More than once — three times to be exact — the author had one of the narrators tell herself that what was happening was real, not something in a movie or a book. Besides jolting me out of the story to think, “except this is a book,” the line served as a reminder of how unrealistic this was. The happy-go-lucky conclusion made it even worse.

Rather than a thriller, this was a fantasy.

Three stars for writing style but not storyline.

The reviewer received an ARC from the publisher via NetGalley.

 

 

 

 

 

Blood & Water

Blood&Water

Blood & Water by Katie O’Rourke (Women’s Contemporary Fiction)

Once again Katie O’Rourke (Finding Charlie) has filled a book with real people, this time a single dad, the estranged younger sister who suddenly shows up in his life, a young wife struggling with multi-generational family issues, and a seemingly mismatched couple — he’s an adventure-loving motorcyclist and she’s confined to a wheelchair.
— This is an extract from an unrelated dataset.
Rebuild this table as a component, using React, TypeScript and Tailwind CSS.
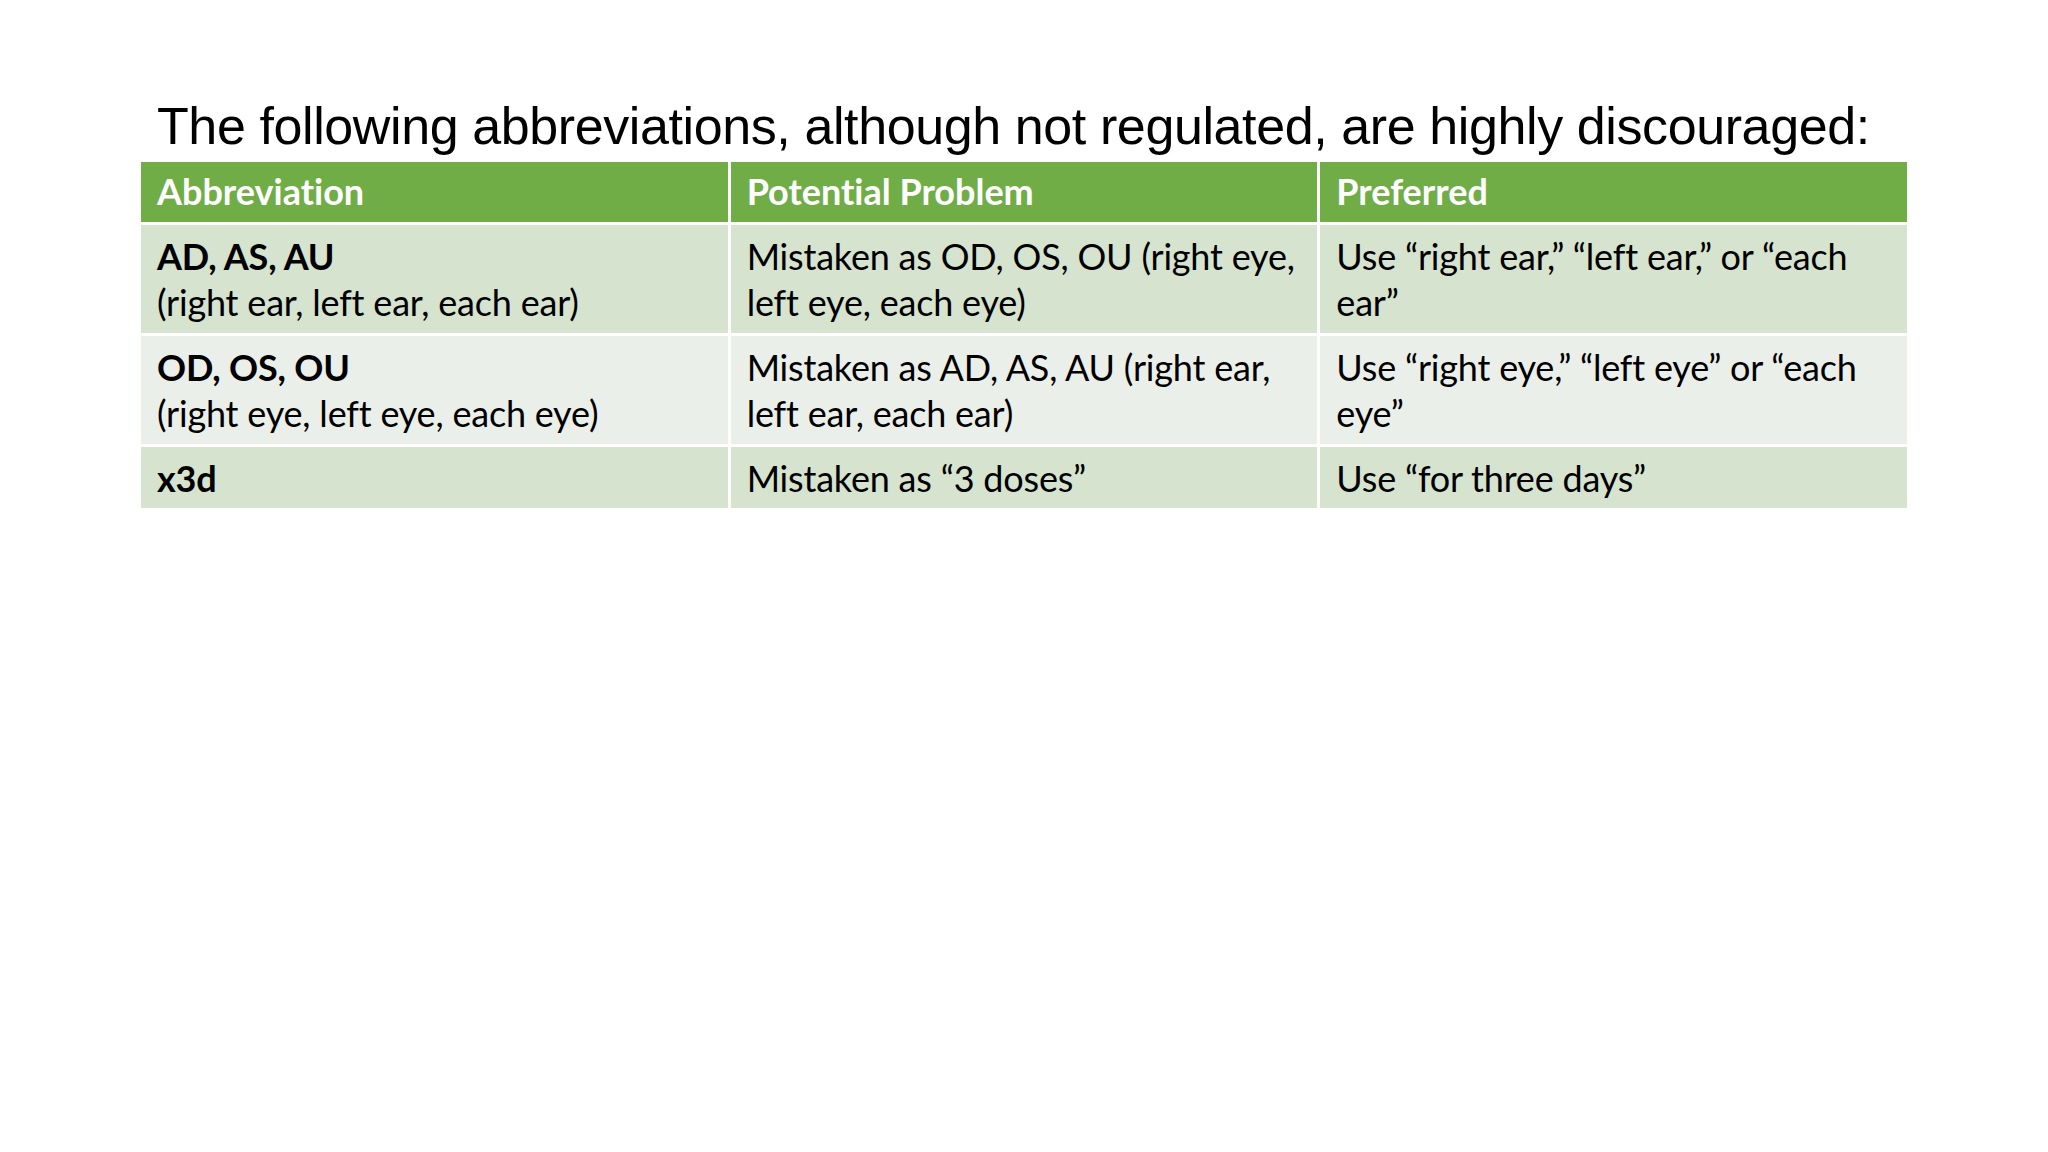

All are connected in some way, and each has a story to tell, but their stories aren’t always what we think they will be.

O’Rourke has a talent for putting believable characters in real-life situations. They see things through their own lenses, make regrettable mistakes, have knee-jerk reactions, and are plagued by self-doubt. Family relationships, past or present, may not be the best, but nothing is cliched. People remain unpredictable, and what you believe is going to happen may be way off base.

This is a well-rounded story told from multiple points of view in alternating chapters, each revealing new facets of that specific narrator’s life as well as the lives and backstories of the other characters. O’Rourke’s references to current politics give the book a sense of timeliness without being overdone or distracting. We believe this is her best yet and look forward to more.

Grandma gives Blood & Water four and a half stars. 4.5 stars

Bella Reads and Reviews received a free copy of this book from the author with a request for an honest review.